[Written exercise] Take each line containing "page" and report it exactly as written.

[Given information]
━━━

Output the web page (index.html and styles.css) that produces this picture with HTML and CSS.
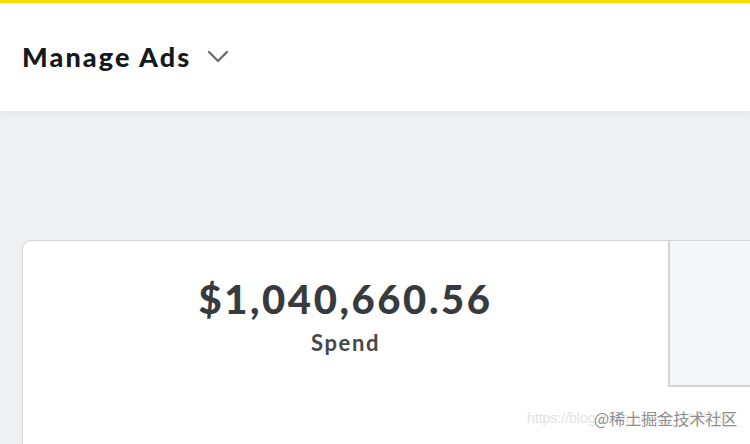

━━━

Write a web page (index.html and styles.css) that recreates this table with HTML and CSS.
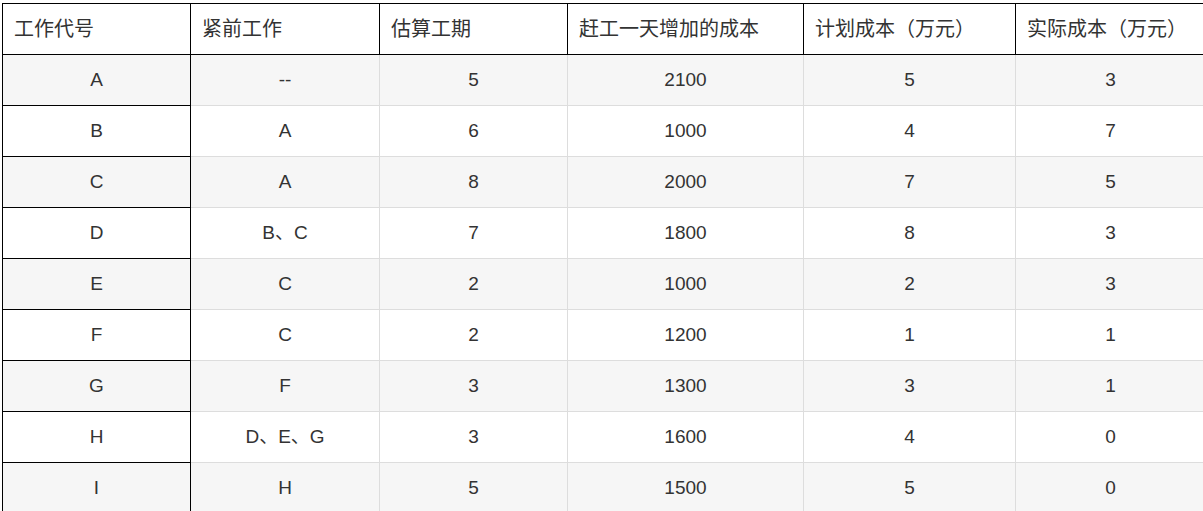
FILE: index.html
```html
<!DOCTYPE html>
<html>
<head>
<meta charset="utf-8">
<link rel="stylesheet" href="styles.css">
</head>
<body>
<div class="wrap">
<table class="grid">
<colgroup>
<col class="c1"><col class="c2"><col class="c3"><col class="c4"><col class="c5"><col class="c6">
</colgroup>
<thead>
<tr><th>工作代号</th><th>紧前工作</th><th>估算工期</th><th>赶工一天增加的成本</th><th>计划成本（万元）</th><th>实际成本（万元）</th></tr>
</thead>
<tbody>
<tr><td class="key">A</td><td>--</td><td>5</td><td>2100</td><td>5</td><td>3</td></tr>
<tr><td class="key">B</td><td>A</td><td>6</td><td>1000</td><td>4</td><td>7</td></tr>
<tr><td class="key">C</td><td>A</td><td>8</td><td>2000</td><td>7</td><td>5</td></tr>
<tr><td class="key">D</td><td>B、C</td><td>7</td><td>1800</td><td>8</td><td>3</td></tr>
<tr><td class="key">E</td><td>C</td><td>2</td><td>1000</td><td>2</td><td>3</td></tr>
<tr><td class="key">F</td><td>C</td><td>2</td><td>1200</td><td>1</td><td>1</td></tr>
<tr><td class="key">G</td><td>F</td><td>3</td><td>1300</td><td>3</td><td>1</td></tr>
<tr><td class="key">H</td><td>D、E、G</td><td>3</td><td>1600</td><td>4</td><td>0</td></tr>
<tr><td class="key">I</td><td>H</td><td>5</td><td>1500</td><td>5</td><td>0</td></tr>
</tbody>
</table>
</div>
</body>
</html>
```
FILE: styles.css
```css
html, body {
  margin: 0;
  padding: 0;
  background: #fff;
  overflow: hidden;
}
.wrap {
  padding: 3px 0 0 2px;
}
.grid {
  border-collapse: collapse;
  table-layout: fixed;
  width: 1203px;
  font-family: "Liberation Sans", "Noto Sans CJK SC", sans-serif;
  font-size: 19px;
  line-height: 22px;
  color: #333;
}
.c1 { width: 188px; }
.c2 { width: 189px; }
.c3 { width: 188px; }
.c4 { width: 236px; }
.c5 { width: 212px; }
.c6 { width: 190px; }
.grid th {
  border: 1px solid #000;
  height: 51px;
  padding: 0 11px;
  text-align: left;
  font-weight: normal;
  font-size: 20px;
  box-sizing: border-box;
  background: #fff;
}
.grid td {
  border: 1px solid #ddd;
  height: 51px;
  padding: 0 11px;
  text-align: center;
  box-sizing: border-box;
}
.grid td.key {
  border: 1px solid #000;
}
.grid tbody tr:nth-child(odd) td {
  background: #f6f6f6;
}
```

━━━

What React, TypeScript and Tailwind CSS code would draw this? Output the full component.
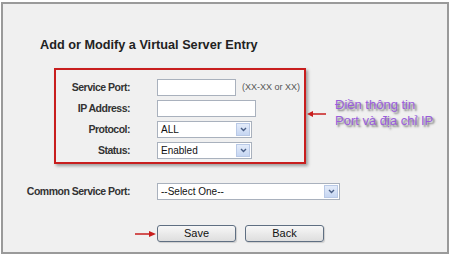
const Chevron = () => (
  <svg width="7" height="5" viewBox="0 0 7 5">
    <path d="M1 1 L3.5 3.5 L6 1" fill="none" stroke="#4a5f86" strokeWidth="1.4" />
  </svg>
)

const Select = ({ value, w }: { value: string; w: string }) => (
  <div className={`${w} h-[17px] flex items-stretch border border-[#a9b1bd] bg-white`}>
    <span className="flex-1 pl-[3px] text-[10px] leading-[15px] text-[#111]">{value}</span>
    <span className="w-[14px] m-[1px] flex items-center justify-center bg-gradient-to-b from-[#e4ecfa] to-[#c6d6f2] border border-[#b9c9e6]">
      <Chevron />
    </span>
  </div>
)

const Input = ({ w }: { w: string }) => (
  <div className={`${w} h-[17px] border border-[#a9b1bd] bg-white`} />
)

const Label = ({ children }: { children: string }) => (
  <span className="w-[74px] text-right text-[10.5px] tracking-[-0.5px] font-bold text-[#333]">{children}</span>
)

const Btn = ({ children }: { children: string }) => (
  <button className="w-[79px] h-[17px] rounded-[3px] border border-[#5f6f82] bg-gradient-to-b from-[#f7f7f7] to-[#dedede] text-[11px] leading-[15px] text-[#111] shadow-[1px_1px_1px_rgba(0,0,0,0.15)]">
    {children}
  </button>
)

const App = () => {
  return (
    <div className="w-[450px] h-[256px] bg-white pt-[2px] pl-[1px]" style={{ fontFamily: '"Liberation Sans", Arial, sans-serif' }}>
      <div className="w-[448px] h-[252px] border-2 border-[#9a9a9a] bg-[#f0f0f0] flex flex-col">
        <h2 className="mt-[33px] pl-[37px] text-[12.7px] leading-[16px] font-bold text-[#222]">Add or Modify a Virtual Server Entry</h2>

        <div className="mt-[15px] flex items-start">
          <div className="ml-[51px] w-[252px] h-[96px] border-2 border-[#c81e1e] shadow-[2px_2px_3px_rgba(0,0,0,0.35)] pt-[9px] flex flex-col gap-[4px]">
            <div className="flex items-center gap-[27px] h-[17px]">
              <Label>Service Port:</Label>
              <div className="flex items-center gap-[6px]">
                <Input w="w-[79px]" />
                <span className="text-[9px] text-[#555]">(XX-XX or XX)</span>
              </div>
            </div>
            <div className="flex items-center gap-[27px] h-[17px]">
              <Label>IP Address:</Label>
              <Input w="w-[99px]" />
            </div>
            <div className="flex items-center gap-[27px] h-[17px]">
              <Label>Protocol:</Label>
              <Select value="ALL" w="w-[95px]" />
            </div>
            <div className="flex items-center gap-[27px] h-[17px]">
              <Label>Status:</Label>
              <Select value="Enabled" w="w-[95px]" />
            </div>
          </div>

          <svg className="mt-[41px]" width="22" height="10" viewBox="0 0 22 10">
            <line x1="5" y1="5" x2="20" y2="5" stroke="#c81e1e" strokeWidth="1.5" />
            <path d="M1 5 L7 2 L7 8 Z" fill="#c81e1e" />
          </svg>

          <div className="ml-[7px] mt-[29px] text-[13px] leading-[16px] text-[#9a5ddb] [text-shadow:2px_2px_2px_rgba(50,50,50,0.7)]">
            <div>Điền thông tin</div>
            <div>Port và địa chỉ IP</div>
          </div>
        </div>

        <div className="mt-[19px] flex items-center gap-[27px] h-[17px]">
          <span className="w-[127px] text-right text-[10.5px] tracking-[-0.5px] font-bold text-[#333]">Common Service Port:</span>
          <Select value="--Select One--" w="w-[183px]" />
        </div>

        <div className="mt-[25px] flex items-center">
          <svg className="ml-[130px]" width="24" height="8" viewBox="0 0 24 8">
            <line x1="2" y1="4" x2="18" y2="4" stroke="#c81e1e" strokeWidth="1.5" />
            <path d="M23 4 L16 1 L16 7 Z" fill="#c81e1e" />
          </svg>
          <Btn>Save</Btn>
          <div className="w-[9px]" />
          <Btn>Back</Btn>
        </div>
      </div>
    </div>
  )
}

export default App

━━━

[Problem solution]
Output the web page (index.html and styles.css) that produces this picture with HTML and CSS.
Write a web page (index.html and styles.css) that recreates this table with HTML and CSS.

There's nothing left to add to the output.